Você se sente um artesão da BD ou um artista? Para você, desenhar é um estímulo, uma diversão ou um trabalho?
Gianluca Acciarino: Creio que é um meio-termo entre arte e artesanato, ao menos no que diz respeito à BD Bonelli. E, quando se faz um trabalho criativo, sempre há um componente artístico, mesmo no artesanato. É um trabalho e, ao mesmo tempo, um estímulo a se fazer sempre melhor. Creio que o reconhecimento de um autor, o facto de destacar-se dos outros, de algum modo faz dele um artista.

Quais são os seus projectos imediatos? Pode nos antecipar alguma coisa?
Gianluca Acciarino: Por ora não tenho projectos à vista, à parte Tex.

Com isso, chegamos ao fim. Gostaria de dizer algo mais, algo que não lhe foi perguntado e que gostaria que os nossos leitores soubessem?
Gianluca Acciarino: Quero dizer que é muito bonito que existam aficionados como vocês. Continuem assim.

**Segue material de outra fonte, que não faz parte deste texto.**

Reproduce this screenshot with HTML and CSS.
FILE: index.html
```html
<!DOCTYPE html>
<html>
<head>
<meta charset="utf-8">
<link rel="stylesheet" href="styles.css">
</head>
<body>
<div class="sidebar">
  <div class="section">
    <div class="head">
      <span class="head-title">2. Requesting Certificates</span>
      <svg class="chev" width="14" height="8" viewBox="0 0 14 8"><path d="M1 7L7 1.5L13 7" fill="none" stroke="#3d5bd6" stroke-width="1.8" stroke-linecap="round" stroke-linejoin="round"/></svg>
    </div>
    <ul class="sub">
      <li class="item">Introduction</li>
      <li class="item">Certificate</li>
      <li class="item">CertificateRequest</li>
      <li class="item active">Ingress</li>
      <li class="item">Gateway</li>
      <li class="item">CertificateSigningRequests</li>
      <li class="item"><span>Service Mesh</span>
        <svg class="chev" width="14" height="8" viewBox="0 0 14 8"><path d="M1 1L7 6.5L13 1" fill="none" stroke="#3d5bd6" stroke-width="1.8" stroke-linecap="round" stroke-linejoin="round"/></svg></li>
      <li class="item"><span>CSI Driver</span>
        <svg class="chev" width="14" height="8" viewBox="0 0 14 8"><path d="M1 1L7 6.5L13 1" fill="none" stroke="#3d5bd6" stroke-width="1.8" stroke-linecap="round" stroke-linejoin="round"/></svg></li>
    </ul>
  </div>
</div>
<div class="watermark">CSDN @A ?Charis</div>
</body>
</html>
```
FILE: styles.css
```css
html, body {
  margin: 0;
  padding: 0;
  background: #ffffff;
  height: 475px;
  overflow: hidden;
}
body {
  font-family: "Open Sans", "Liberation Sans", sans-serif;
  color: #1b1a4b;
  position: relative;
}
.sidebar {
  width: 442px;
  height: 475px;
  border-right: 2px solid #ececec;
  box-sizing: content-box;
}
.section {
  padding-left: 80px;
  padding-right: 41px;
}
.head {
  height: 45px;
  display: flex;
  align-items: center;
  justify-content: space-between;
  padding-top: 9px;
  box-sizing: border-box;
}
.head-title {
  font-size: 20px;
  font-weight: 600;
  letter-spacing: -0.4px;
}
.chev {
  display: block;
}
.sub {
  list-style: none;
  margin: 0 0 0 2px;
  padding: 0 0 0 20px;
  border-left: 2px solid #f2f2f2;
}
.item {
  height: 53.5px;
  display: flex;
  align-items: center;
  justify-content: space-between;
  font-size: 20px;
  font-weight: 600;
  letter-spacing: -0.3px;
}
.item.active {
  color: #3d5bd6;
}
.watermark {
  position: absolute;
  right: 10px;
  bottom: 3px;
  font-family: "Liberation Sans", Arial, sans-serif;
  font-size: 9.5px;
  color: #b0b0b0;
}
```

Caro Gianluca, em nome do blogue português de Tex, agradecemos muitíssimo pela entrevista que gentilmente nos concedeu.
Gianluca Acciarino: Obrigado a vocês.

(Para aproveitar a extensão completa das imagens acima, clique nas mesmas)

6 Comentários

  1. Bela entrevista, gostei demais!
    Gianluca é muito talentoso, deixa o Tex com lindos traços! Parabéns pelo seu trabalho e sucesso sempre!

  2. Pelos exemplos aqui apresentados, Gianluca tem uma técnica notável, apesar de jovem ainda, e o seu trabalho em Tex é mais uma grata surpresa, a juntar a tantas com que nos têm brindado os novos desenhadores do Ranger, que parecem competir uns com os outros para ver quem é o melhor! A verdade é que são todos bons, dignos mesmo de figurar na galeria bonelliana dos mestres como Galleppini, Tioci, Nicolò, Civitelli, Villa e tantos outros…
    Parabéns a Gianluca pela sua estreia em Tex, pela sua filosofia artística e cultural, pelo seu profissionalismo patente nesta entrevista. Gostei da referência às pessoas idosas que ainda lêem BD. E há muitas…

  3. Parabéns pela estreia.

    O traço me parece ainda algo “imaturo”, mas certamente que vai ser melhor!!!

  4. Como ele mesmo disse, ainda não considero esse desenho como seu TEX definitivo, ainda pode melhorar. Mas é mais um talento, está de parabéns pela humildade.